Create a Cloud Connector

Cloud connectors are a feature of the Zentri Device Management Service (DMS) that provides a secure authenticated connection between a device and a 3rd party cloud service such as Amazon Web Services, Microsoft Azure, and more. In this section of the tutorial, you will learn how to create a cloud connector and use it to send data to a cloud application called Graffiti located at https://graffiti.zentri.com . Graffiti enables a way to quickly evaluate and demonstrate DMS cloud connectors. It is not a production cloud application and cannot be used for real-world IoT application.

Note! Before continuing complete the basic tutorial found here: Native C Application Development Tutorial . This section will build upon the steps found in that tutorial.
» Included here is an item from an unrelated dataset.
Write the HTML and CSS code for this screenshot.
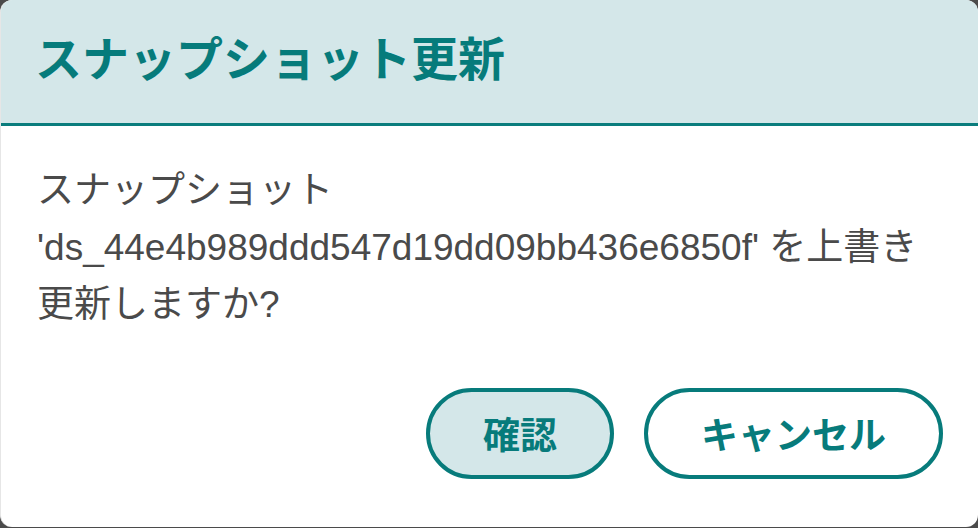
FILE: index.html
```html
<!DOCTYPE html>
<html lang="ja">
<head>
<meta charset="utf-8">
<title>スナップショット更新</title>
<link rel="stylesheet" href="styles.css">
</head>
<body>
<div class="dialog">
  <div class="dialog-header">
    <h1 class="dialog-title">スナップショット更新</h1>
  </div>
  <div class="dialog-body">
    <p class="message">スナップショット<br>'ds_44e4b989ddd547d19dd09bb436e6850f' を上書き<br>更新しますか?</p>
  </div>
  <div class="dialog-actions">
    <button class="btn btn-primary" type="button">確認</button>
    <button class="btn btn-secondary" type="button">キャンセル</button>
  </div>
</div>
</body>
</html>
```

FILE: styles.css
```css
html, body {
  margin: 0;
  padding: 0;
  height: 100%;
}
body {
  background: #4b4b4b;
  font-family: "Liberation Sans", "Noto Sans CJK JP", sans-serif;
}
.dialog {
  box-sizing: border-box;
  width: 978px;
  height: 527px;
  background: #ffffff;
  border-radius: 12px;
  overflow: hidden;
  display: flex;
  flex-direction: column;
  border-left: 1px solid #e6e6e6;
}
.dialog-header {
  box-sizing: border-box;
  height: 126px;
  background: #d4e7e9;
  border-bottom: 3px solid #0a7d7d;
  display: flex;
  align-items: center;
  padding: 0 0 12px 34px;
}
.dialog-title {
  margin: 0;
  font-family: "Noto Sans CJK JP", sans-serif;
  font-size: 47px;
  font-weight: 700;
  color: #067b7b;
  line-height: 1;
  letter-spacing: 0;
}
.dialog-body {
  padding: 36px 36px 0 36px;
  flex: 1;
}
.message {
  margin: 0;
  font-size: 37px;
  line-height: 57px;
  color: #4a4a4a;
}
.dialog-actions {
  display: flex;
  justify-content: flex-end;
  gap: 30px;
  padding: 0 35px 48px 0;
}
.btn {
  box-sizing: border-box;
  height: 91px;
  border: 4px solid #077b7b;
  border-radius: 46px;
  font-family: "Noto Sans CJK JP", sans-serif;
  font-size: 37px;
  font-weight: 700;
  color: #077b7b;
  padding: 0 53px;
  line-height: 1;
  cursor: pointer;
}
.btn-primary {
  background: #d4e7e9;
}
.btn-secondary {
  background: #ffffff;
}
```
The source code for the completed could connector tutorial can be found here: main.c .

As discussed in Setting up your device for development , a development product for your device is automatically created on the DMS when you set up the device. To set up a cloud connector, first log into DMS and view your development products.

Click on the <User Code>-WEATHER project then select Connectors .
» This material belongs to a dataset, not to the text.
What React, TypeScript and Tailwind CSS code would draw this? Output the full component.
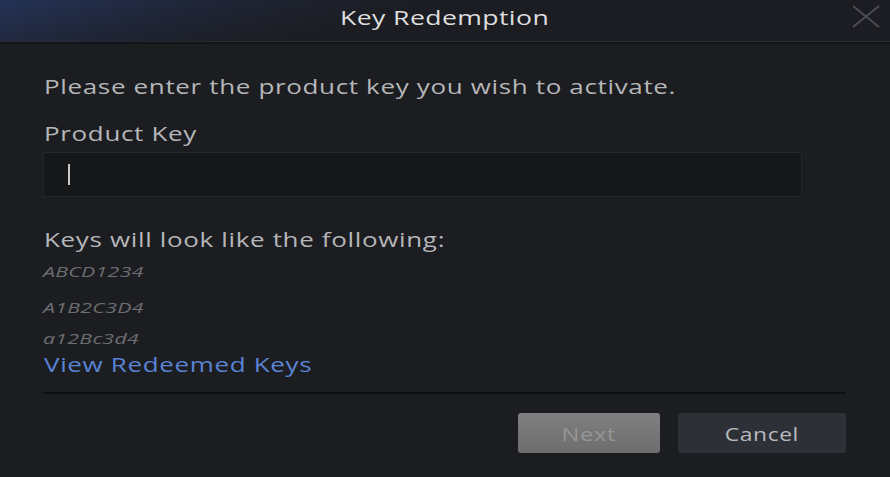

Select the Create Connector button then create a connector as shown below.

Field	Description
Title	Enter a title for your connector
Code	A code used to identify the Connector for the product. The code must be unique for YOUR Product and becomes part of the cloud URL where the sensor data is accessed online. The example below uses the customer code to make the unique code `03MWMCWEATHER` but this code can be anything as long as it is unique.
Type	Webhook
Endpoint	REST
URL	https://graffiti.zentri.com/connector/<code > where <code> matches the code entered above; when used with a Graffiti URL, the otherwise case-sensitive code is automatically converted to lower case
Authentication	None

Select Save

Next, modify the function read_and_report_event_handler() to post data to the cloud as shown below. The changes are highlighted in blue. Note! The cloud connector code created in the previous step is used again in the code below. Change the highlighted source to exactly match the <code> for the DMS connector created in the previous section. Note that the <code> is case-sensitive.
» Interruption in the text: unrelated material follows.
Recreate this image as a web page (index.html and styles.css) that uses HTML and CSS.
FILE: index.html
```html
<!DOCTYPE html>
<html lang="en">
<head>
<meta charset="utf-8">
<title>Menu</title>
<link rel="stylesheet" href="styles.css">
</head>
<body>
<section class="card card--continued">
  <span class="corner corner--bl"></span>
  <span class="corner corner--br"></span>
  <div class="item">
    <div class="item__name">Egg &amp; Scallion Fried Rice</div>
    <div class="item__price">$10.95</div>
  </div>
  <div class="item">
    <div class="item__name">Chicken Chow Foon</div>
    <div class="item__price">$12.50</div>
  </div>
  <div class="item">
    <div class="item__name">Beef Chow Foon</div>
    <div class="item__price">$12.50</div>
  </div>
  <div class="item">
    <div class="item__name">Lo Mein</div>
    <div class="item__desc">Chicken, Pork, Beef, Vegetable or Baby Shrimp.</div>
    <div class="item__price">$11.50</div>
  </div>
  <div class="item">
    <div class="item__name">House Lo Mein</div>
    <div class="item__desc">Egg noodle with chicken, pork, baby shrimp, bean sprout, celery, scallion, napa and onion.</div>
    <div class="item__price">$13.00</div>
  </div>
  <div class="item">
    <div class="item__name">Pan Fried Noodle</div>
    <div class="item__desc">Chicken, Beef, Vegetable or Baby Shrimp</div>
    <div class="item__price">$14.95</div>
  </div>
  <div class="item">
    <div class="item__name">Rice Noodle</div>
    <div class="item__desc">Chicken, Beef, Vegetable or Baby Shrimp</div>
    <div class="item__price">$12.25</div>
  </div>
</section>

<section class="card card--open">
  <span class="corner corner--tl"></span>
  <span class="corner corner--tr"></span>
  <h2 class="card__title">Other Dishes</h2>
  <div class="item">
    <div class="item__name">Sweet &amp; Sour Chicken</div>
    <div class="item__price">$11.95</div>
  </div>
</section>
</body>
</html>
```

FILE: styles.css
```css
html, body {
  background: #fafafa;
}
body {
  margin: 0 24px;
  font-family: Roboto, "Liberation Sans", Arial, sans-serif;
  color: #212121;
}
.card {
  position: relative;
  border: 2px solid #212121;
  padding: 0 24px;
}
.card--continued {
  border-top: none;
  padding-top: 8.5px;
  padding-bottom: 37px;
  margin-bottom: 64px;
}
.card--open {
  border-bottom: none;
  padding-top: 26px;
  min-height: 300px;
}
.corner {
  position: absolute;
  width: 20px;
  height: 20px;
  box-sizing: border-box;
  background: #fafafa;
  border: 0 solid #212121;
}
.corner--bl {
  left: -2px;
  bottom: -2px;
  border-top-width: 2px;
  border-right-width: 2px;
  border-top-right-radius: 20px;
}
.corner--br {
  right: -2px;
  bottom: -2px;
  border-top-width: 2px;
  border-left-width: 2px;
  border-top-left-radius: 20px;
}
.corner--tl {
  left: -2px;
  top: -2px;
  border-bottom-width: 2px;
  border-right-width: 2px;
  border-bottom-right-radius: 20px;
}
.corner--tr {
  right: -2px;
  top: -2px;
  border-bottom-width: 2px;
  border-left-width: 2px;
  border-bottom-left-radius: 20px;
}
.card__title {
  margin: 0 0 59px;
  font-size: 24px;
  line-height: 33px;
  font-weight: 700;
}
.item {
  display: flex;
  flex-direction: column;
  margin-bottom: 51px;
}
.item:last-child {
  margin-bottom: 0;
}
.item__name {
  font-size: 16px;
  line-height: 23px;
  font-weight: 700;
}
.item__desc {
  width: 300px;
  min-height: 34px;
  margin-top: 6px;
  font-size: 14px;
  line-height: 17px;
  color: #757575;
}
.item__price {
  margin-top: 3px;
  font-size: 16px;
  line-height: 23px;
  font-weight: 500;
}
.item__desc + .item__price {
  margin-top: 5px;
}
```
static void read_and_report_event_handler(void arg)
{ gos_result_t result = GOS_SUCCESS;
    uint32_t rh_data;
    int32_t temp_data;
    char temp_float_str[10];
    char rh_float_str[10];
    gos_msgpack_context_t weather_msgpack = NULL;
    const gos_dms_messsage_config_t config =
    {
      .length                 = 0,
      .is_response            = false,
      .response.handler       = 0,
      .response.timeout_ms    = 90000     //90 second timeout
    };

    //Read the measurement results
    Si7013_ReadNoHoldRHAndTemp(&si7021_device, 0, &rh_data, &temp_data);

    //Format the results to a floating point number and output to the console
    GOS_LOG("Temp: %s C | RH: %s %%",
             float_to_str((float)(temp_data/1000.0), temp_float_str, 1),
             float_to_str((float)(rh_data/1000.0), rh_float_str, 1));

    // Initialize the write context
    if(GOS_FAILED(result, gos_dms_message_write_init(&weather_msgpack, &config)))
    {
      return;
    }

    gos_msgpack_write_dict_marker(weather_msgpack, 3);
    gos_msgpack_write_dict_str(weather_msgpack, "request", "webhook");      // the connector is of type webhook
    gos_msgpack_write_dict_str(weather_msgpack, "code", "03MWMCWEATHER");   // code must match connector setup on DMS
    gos_msgpack_write_dict_dict(weather_msgpack, "data", 2);                // container for the data

    // Add ambient light data to the msgpack
    gos_msgpack_write_dict_dict(weather_msgpack, "Temperature", 5);
    gos_msgpack_write_dict_str(weather_msgpack, "value", temp_float_str);
    gos_msgpack_write_dict_str(weather_msgpack, "min", "0");
    gos_msgpack_write_dict_str(weather_msgpack, "max", "50");
    gos_msgpack_write_dict_str(weather_msgpack, "units", "");
    gos_msgpack_write_dict_str(weather_msgpack, "precision", "1");

    // Add prox data to the msgpack
    gos_msgpack_write_dict_dict(weather_msgpack, "Humidity", 5);
    gos_msgpack_write_dict_str(weather_msgpack, "value", rh_float_str);
    gos_msgpack_write_dict_str(weather_msgpack, "min", "0");
    gos_msgpack_write_dict_str(weather_msgpack, "max", "1000");
    gos_msgpack_write_dict_str(weather_msgpack, "units", "");
    gos_msgpack_write_dict_str(weather_msgpack, "precision", "1");

    // Send the message to the DMS
    if(GOS_FAILED(result, gos_dms_message_write_flush(weather_msgpack)))
    {
      gos_dms_message_context_destroy(weather_msgpack);
    }

    GOS_LOG("Posting sensor data to the cloud via a DMS Cloud Connector");

}

Build and download the application to the device.

View the Sensor Data in the Cloud Service

Using a browser, go to https://graffiti.zentri.com/<code > where <code> is the same code used for the cloud connector (the code should be lower case in the URL!). Weather data from your board should appear similar to the screen capture below.